The municipality’s announcement to shutter Barbur is the latest attempt by the right-wing government to curb freedom of speech throughout the country. Regev, a particularly outspoken member of Prime Minister Benjamin Netanyahu’s cabinet, has led the Likud party’s campaign against artists who criticize government policies, or those who give voice to the Arab experience in Israel or to life in the occupied Palestinian territories. Within the past year, Regev has personally called for the defunding of Israel’s most respected art academy, Bezalel, after a student’s poster of Netanyahu and a noose went viral; walked out during the performance of a Palestinian poem at Israel’s Ophir Film Awards; and threatened to withdraw funding from theaters that refuse to perform in illegal Israeli settlements.
To Zusman, this repression is not the result of newly provocative tactics in the artistic community, but instead the increasingly critical eye of government officials, who are on the lookout for anything they think will further their own political interests. She was part of the group that founded Barbur in 2005, a collection of recent graduates of the Bezalel Academy of Art. In its nearly 12-year history, the gallery has become an integral part of Jerusalem’s central Nachlaot neighborhood. Alongside its exhibition program, the space also hosts screenings, talks, and workshops that engage with contemporary art and social issues.
“From the beginning, the question was: what does it mean to run a contemporary art gallery in general and especially in Jerusalem?” Zusman explained, noting that Barbur hosted Breaking the Silence once before, in 2009. “All the time, we are searching for the answer. We didn’t change; we didn’t become more provocative. We do what is interesting, worth talking about, and worth public discussion.”

A speaker at the Breaking the Silence event at Barbur Gallery on February 8
But Barbur has been increasingly targeted by right-wing activists since 2015, when it held a photography exhibition in conjunction with Ir Amim, an Israeli NGO that monitors the Israeli-Palestinian conflict in Jerusalem. The photography exhibition, entitled 37% – East Jerusalem Stories, documented the daily Palestinian experience in East Jerusalem. Zusman said that more complaints to the Jerusalem Municipality about Barbur’s activities were registered at the end of 2016, and the gallery was asked to cancel three separate events. But it held firm in its program, committed to celebrating diversity and discussing social issues in Jerusalem and beyond.

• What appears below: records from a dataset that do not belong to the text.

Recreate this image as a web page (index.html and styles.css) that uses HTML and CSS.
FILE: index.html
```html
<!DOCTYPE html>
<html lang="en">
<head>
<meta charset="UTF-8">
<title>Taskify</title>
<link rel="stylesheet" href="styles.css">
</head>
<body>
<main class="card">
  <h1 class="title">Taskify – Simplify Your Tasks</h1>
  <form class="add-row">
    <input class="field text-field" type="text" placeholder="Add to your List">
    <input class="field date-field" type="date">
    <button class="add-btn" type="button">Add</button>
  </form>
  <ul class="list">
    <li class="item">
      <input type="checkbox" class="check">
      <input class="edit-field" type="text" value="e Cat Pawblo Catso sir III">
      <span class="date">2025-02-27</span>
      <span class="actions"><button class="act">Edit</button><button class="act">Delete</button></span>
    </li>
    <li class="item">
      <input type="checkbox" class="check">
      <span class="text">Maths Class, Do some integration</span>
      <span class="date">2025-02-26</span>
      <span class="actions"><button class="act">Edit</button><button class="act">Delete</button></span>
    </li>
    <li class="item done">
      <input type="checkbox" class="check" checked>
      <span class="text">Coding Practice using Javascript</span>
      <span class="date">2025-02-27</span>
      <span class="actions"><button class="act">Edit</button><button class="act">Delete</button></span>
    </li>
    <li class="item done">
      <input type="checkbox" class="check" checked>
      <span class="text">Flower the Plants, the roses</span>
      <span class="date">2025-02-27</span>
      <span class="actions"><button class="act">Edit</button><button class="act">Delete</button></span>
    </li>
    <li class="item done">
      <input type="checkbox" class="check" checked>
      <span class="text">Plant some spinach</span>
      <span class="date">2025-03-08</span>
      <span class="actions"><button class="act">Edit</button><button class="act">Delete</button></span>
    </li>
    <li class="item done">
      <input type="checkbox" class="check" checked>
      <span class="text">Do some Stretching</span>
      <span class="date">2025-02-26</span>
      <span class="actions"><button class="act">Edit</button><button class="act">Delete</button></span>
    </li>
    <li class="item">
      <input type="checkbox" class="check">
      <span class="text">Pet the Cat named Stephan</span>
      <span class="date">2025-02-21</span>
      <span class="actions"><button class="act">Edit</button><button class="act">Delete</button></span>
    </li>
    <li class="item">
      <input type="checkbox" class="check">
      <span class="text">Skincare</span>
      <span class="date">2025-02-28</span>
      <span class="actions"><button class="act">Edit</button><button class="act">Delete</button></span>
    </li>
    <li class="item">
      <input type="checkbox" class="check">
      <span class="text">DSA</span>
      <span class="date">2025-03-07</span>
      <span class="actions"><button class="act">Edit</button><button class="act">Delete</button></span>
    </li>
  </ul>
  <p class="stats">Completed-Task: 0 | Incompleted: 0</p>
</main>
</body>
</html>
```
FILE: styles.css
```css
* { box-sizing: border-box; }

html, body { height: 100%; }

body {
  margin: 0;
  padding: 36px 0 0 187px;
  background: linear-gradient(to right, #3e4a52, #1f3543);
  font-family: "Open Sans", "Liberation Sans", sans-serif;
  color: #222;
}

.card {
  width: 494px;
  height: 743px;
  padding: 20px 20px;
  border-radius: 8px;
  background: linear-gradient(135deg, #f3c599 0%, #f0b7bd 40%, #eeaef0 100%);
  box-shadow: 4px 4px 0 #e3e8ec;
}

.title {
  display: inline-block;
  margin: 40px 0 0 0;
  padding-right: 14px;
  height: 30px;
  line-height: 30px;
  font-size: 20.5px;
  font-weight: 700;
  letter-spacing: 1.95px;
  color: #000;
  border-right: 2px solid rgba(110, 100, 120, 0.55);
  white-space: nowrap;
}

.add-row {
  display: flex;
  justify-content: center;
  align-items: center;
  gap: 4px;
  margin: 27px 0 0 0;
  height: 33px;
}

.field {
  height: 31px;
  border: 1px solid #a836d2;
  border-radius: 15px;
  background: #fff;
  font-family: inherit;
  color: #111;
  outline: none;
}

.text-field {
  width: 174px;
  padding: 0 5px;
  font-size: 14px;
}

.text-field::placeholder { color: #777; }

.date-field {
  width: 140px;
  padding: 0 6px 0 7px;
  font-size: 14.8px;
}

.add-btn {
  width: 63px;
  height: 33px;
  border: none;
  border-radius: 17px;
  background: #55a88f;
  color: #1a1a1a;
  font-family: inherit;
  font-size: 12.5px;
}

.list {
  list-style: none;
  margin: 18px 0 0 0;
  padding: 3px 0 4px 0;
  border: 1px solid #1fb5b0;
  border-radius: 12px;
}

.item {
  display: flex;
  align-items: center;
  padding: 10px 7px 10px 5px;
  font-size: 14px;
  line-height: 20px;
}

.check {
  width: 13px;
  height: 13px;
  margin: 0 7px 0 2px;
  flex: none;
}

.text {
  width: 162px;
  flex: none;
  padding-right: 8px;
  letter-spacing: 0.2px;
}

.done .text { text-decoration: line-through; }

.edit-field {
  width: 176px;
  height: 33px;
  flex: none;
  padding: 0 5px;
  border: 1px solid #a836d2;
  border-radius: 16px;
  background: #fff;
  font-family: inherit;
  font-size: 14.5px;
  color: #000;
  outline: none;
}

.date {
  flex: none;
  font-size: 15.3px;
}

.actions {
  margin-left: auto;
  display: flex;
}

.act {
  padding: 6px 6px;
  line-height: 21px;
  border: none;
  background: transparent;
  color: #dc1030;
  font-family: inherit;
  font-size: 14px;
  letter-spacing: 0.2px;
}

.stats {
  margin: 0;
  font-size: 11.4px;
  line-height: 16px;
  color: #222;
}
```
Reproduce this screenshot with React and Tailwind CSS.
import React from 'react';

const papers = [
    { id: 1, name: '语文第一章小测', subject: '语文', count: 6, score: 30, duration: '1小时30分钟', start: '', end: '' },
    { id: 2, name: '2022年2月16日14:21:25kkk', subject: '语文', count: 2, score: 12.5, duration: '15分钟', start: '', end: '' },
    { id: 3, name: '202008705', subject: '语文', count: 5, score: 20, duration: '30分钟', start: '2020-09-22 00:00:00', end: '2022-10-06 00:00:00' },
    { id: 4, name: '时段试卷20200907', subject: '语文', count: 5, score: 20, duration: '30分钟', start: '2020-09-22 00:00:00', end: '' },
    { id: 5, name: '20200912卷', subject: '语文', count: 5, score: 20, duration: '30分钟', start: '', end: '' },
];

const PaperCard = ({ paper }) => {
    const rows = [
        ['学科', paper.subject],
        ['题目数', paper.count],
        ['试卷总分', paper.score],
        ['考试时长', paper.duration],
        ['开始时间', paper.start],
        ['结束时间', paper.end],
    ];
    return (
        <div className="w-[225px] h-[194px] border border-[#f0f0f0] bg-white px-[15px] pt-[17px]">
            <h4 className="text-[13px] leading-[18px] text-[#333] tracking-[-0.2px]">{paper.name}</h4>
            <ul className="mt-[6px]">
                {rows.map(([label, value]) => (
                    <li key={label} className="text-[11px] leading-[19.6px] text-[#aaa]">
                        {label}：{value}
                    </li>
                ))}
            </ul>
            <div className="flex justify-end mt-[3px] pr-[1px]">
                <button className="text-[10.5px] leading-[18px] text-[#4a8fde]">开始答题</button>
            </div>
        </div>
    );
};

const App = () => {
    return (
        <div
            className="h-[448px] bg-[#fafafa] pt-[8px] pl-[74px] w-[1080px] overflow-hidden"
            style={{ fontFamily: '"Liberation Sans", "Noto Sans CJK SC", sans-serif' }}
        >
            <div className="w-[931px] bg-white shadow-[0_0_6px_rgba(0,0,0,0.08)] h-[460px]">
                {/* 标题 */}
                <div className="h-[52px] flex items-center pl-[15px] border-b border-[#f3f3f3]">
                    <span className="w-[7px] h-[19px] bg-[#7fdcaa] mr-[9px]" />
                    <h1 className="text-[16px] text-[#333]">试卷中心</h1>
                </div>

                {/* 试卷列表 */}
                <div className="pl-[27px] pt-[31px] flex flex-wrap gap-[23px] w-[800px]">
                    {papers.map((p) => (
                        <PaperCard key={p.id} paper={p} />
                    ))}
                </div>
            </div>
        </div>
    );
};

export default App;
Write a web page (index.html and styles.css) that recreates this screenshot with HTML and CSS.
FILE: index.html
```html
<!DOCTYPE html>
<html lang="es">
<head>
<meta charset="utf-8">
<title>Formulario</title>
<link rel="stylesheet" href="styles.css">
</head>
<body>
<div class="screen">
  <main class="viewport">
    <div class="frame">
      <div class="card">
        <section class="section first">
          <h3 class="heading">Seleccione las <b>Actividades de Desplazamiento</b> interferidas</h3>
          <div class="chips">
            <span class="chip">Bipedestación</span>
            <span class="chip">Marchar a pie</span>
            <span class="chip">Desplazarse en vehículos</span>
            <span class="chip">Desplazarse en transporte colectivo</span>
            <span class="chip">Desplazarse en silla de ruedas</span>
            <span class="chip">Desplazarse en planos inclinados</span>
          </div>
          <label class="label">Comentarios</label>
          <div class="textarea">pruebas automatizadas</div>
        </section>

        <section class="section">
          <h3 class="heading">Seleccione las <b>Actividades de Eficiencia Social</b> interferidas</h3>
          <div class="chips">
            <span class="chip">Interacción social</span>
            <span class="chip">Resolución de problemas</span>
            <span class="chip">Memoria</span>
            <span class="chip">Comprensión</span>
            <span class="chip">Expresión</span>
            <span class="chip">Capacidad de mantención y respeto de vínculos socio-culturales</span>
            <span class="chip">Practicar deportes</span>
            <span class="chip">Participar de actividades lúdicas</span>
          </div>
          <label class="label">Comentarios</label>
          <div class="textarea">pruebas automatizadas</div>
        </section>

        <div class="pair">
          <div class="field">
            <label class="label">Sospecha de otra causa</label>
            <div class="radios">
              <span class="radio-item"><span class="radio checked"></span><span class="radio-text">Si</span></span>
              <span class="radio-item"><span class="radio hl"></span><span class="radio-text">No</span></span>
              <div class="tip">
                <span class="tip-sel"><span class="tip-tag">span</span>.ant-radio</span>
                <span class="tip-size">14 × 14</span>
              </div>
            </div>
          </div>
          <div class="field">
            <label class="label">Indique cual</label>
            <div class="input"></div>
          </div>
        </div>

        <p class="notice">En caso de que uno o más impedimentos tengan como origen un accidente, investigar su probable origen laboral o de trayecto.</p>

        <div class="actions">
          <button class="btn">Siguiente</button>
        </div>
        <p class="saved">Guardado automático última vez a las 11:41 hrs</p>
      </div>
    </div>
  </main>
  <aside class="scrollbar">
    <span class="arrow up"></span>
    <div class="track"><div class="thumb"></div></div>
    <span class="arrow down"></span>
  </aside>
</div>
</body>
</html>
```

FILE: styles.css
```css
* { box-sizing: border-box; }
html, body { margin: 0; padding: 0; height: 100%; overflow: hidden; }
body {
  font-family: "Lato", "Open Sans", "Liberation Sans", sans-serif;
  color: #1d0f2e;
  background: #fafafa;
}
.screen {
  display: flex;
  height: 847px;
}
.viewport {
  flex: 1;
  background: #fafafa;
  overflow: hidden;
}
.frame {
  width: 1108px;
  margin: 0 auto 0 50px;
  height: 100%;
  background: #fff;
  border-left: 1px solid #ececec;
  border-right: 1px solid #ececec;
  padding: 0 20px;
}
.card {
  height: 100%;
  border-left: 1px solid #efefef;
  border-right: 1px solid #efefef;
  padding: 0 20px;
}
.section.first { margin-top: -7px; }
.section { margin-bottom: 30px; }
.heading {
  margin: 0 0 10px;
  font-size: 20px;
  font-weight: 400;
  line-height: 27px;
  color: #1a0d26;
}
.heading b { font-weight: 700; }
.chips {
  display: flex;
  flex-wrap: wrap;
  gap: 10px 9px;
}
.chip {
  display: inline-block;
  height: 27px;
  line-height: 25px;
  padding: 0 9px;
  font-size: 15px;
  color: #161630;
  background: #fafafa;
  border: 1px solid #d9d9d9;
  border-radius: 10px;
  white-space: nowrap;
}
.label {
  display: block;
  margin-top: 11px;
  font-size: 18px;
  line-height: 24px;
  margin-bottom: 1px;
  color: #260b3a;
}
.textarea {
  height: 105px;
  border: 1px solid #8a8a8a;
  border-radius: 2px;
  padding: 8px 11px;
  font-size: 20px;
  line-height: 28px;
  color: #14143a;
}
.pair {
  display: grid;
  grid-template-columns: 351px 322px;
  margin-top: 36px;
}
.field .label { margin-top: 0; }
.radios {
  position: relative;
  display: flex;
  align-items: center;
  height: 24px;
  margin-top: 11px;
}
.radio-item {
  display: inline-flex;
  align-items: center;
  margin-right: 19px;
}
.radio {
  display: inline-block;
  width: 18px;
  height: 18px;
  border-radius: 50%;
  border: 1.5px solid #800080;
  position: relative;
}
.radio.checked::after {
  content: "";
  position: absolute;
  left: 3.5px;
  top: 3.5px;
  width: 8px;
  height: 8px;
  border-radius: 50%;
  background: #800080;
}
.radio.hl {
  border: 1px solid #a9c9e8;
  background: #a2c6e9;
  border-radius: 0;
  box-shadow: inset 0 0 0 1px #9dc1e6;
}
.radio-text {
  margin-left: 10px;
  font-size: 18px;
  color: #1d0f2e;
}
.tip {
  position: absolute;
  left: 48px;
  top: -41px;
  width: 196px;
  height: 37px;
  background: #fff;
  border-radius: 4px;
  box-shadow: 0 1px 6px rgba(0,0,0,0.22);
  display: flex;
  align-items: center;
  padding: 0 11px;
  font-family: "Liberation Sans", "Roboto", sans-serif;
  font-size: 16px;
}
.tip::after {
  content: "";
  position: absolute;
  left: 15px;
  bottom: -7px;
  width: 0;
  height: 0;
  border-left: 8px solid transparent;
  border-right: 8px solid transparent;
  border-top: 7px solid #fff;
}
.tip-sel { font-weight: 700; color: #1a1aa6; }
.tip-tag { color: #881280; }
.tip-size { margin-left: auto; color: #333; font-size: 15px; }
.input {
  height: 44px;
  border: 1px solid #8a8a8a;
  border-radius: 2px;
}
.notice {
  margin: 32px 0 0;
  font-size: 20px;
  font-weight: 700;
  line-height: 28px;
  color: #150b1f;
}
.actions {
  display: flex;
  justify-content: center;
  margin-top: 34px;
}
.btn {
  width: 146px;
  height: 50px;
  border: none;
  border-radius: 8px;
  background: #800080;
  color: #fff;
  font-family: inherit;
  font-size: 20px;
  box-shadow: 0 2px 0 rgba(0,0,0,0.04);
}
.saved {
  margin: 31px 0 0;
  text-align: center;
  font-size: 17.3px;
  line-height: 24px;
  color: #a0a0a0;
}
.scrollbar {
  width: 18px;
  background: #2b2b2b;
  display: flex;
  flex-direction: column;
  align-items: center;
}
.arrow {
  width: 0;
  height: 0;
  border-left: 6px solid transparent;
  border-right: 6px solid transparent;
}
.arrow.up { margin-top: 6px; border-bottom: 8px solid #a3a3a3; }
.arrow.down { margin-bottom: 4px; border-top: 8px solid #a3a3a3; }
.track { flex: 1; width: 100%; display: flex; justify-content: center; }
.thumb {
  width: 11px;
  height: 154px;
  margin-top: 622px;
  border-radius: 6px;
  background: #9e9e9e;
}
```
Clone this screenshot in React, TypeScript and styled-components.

A packed gallery for the Breaking the Silence event at Barbur on February 8
“This last event with Breaking the Silence was kind of the final straw,” Zusman said, noting that the gallery’s lawyers have found no legal basis for the municipality’s most recent claims. “I have no problem with different opinions — not everyone should like our activities. I don’t have problems with the people who complain to the municipality and the Ministry of Culture, because they are also invited to come and talk to us, personally. But this is a political game, and now the municipality has decided to join.”
Zusman has no intention of shutting down the gallery within 90 days, and is busy preparing the next exhibition, a display of surreal painting and performance, which opens on Thursday. In the meantime, Barbur is experiencing a swell of online support and is ready to fight the closure, should it come to that, in court.
“We have been working for 11 and a half years, each year with different considerations, but in these last two years, it is completely clear that for us it’s now a fight for freedom of speech,” Zusman said. “If today they are telling us what event to hold and not to hold, and if we agree on that, tomorrow they will come and tell us which art to show and not to show. It is our duty to confront that. If we didn’t, I don’t know what would be next.”